I prefer a floor or more solid design... but then again I am cheap and want to waste virtually no hay...


----------



## ARD Farm (Jul 12, 2012)

Candidly, I prefer the Klene designed feeders. One, the floor is solid 3/4" thick .40 retention marine plywood and the sides fold in on a round bale (or multiple idiot cubes) by gravity. The Klene also comes with 4 uprights to add a shed roof and their's can be skidded (I have mine on 12x12 PT timbers and their's has a pull eye too.

Finally the Klene is galvanized and more impervious to cattle/horse pizz than painted.

My Klene's are over 10 years old and no rust and no issues at all. I went from pizzed on hay and cattle playing volleyball with hoop feeders to very little if any hay wastage and the feeders weigh enough loaded that no steer (or horse) can move one.
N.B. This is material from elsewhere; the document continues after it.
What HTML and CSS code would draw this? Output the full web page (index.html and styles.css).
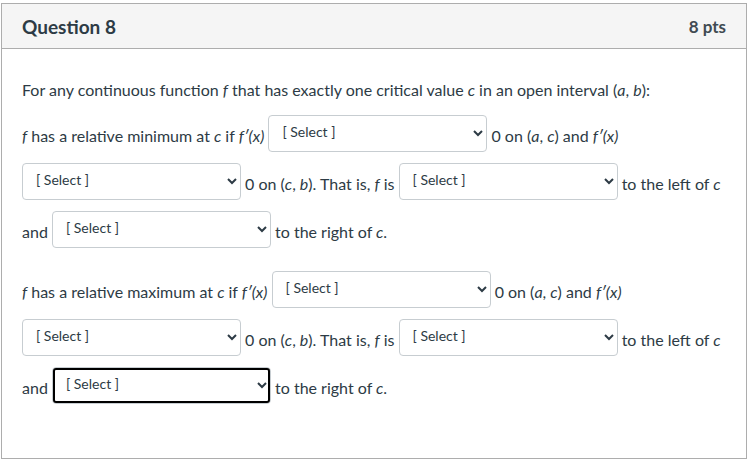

Been down the painted feeder road befoire. Even the heavy duty Souix hoop feeders wind up in the scrap heap in a couple years, besides wasting hay that has to ultimately spread I eliminated that issue entirely.


----------



## CWC_IL (Aug 13, 2015)

snowball said:


> I like the pictures what do you have in mind for $





PaMike said:


> I prefer a floor or more solid design... but then again I am cheap and want to waste virtually no hay...


I'm not 100% sure on a retail price quite yet. They are built much heavier than any pipe designed feeder, however I know that's what I'm competing with.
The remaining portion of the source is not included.